▶ **WORK TO BE COMPLETED**:
Take each line containing "that" and report it exactly as written.

▶ **EXERCISE MATERIALS**:
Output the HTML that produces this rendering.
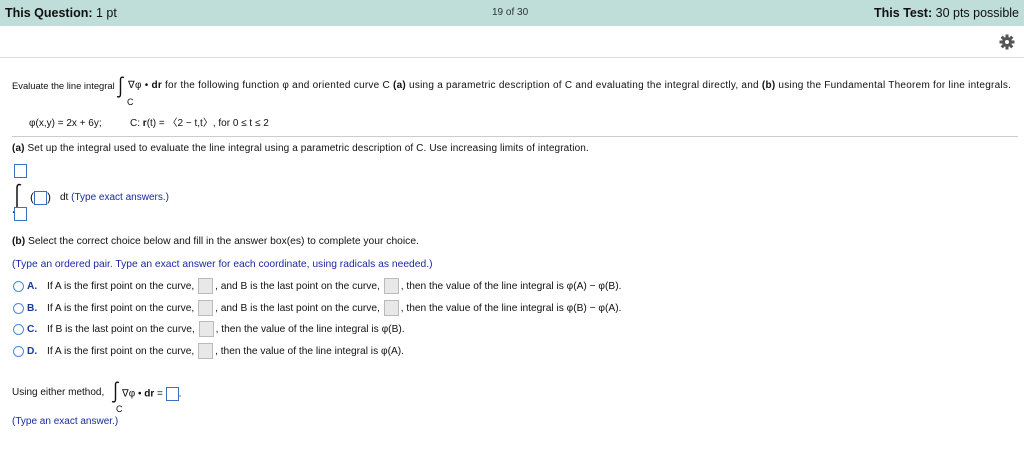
<!DOCTYPE html>
<html><head><meta charset="utf-8"><style>
*{margin:0;padding:0;box-sizing:border-box}
body{width:1024px;height:451px;background:#fff;font-family:"Liberation Sans",Arial,sans-serif;font-size:10px;color:#111;position:relative;overflow:hidden}
.a{position:absolute;white-space:nowrap;line-height:12px}
.hdr{position:absolute;left:0;top:0;width:1024px;height:26px;background:#bfddd9}
.blue{color:#1a2aa0}
.box{display:inline-block;width:13px;height:14px;border:1px solid #3b6fc4;background:#fff;vertical-align:middle}
.gbox{display:inline-block;width:15px;height:16px;border:1px solid #bbb;background:#e8e8e8;vertical-align:middle;margin:0 2px 0 1px}
.rad{position:absolute;left:0;top:3px;width:11px;height:11px;border:1px solid #4a8ad8;border-radius:50%}
.lbl{position:absolute;left:14px;top:0;color:#1a3a9a;font-weight:bold}
.ch{position:absolute;left:13px;white-space:nowrap;line-height:17px;font-size:10.2px;width:700px;height:17px}
.ch .t{position:absolute;left:34px;top:0}
svg{position:absolute}
</style></head><body>
<div class="hdr"></div>
<div class="a" style="left:5px;top:6px;font-size:12.5px;line-height:14px"><b>This Question:</b> 1 pt</div>
<div class="a" style="left:492px;top:7px;font-size:10px;color:#333">19 of 30</div>
<div class="a" style="right:5px;top:6px;font-size:12.5px;line-height:14px"><b>This Test:</b> 30 pts possible</div>
<svg style="left:999px;top:34px" width="16" height="16" viewBox="0 0 16 16"><g fill="#555"><circle cx="8" cy="8" r="5"/><rect x="6.5" y="0.5" width="3" height="15"/><rect x="0.5" y="6.5" width="15" height="3"/><rect x="6.5" y="0.5" width="3" height="15" transform="rotate(45 8 8)"/><rect x="6.5" y="0.5" width="3" height="15" transform="rotate(-45 8 8)"/></g><circle cx="8" cy="8" r="2" fill="#fff"/></svg>
<div style="position:absolute;left:0;top:57px;width:1024px;height:1px;background:#d8dbe8"></div>

<div class="a" style="left:12px;top:80px;font-size:9.4px">Evaluate the line integral</div>
<svg style="left:116px;top:76px" width="9" height="22" viewBox="0 0 9 22"><path d="M8,1.5 C5,0.5 4.5,2 4.5,4 L4.5,18 C4.5,20.5 3.5,21.5 1,20.5" fill="none" stroke="#111" stroke-width="1.4"/></svg>
<div class="a" style="left:127px;top:96px;font-size:9px">C</div>
<div class="a" style="left:128px;top:80px;letter-spacing:0.25px">∇φ • <b>dr</b> for the following function φ and oriented curve C <b>(a)</b> using a parametric description of C and evaluating the integral directly, and <b>(b)</b> using the Fundamental Theorem for line integrals.</div>
<div class="a" style="left:29px;top:118px">φ(x,y) = 2x + 6y;</div>
<div class="a" style="left:130px;top:118px">C: <b>r</b>(t) = 〈2 − t,t〉, for 0 ≤ t ≤ 2</div>
<div style="position:absolute;left:12px;top:136px;width:1006px;height:1px;background:#ccc"></div>
<div class="a" style="left:12px;top:143px;letter-spacing:0.12px"><b>(a)</b> Set up the integral used to evaluate the line integral using a parametric description of C. Use increasing limits of integration.</div>

<div class="a" style="left:14px;top:164px"><span class="box"></span></div>
<svg style="left:12px;top:183px" width="10" height="31" viewBox="0 0 10 31"><path d="M9,2 C6,0.5 5,2.5 5,5 L5,26 C5,29 4,30 1,29" fill="none" stroke="#111" stroke-width="1.5"/></svg>
<div class="a" style="left:30px;top:190px;font-size:12px;line-height:14px">(<span class="box"></span>)</div>
<div class="a" style="left:60px;top:192px">dt <span class="blue">(Type exact answers.)</span></div>
<div class="a" style="left:14px;top:207px"><span class="box"></span></div>

<div class="a" style="left:12px;top:236px;font-size:10.3px"><b>(b)</b> Select the correct choice below and fill in the answer box(es) to complete your choice.</div>
<div class="a blue" style="left:12px;top:259px;font-size:10.3px">(Type an ordered pair. Type an exact answer for each coordinate, using radicals as needed.)</div>

<div class="ch" style="top:278px"><span class="rad"></span><span class="lbl">A.</span><span class="t">If A is the first point on the curve, <span class="gbox"></span>, and B is the last point on the curve, <span class="gbox"></span>, then the value of the line integral is φ(A) − φ(B).</span></div>
<div class="ch" style="top:300px"><span class="rad"></span><span class="lbl">B.</span><span class="t">If A is the first point on the curve, <span class="gbox"></span>, and B is the last point on the curve, <span class="gbox"></span>, then the value of the line integral is φ(B) − φ(A).</span></div>
<div class="ch" style="top:321px"><span class="rad"></span><span class="lbl">C.</span><span class="t">If B is the last point on the curve, <span class="gbox"></span>, then the value of the line integral is φ(B).</span></div>
<div class="ch" style="top:343px"><span class="rad"></span><span class="lbl">D.</span><span class="t">If A is the first point on the curve, <span class="gbox"></span>, then the value of the line integral is φ(A).</span></div>

<div class="a" style="left:12px;top:387px">Using either method,</div>
<svg style="left:111px;top:381px" width="9" height="22" viewBox="0 0 9 22"><path d="M8,1.5 C5,0.5 4.5,2 4.5,4 L4.5,18 C4.5,20.5 3.5,21.5 1,20.5" fill="none" stroke="#111" stroke-width="1.4"/></svg>
<div class="a" style="left:116px;top:403px;font-size:9px">C</div>
<div class="a" style="left:122px;top:387px">∇φ • <b>dr</b> = <span class="box"></span>.</div>
<div class="a blue" style="left:12px;top:416px">(Type an exact answer.)</div>
</body></html>
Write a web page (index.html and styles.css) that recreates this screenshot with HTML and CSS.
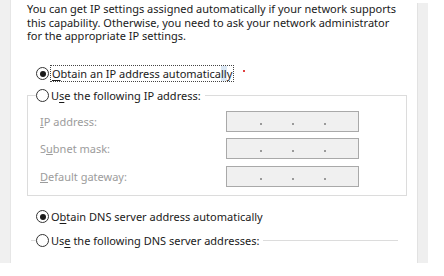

▶ **SOLVED EXERCISE**:
Output the HTML that produces this rendering.
Write a web page (index.html and styles.css) that recreates this screenshot with HTML and CSS.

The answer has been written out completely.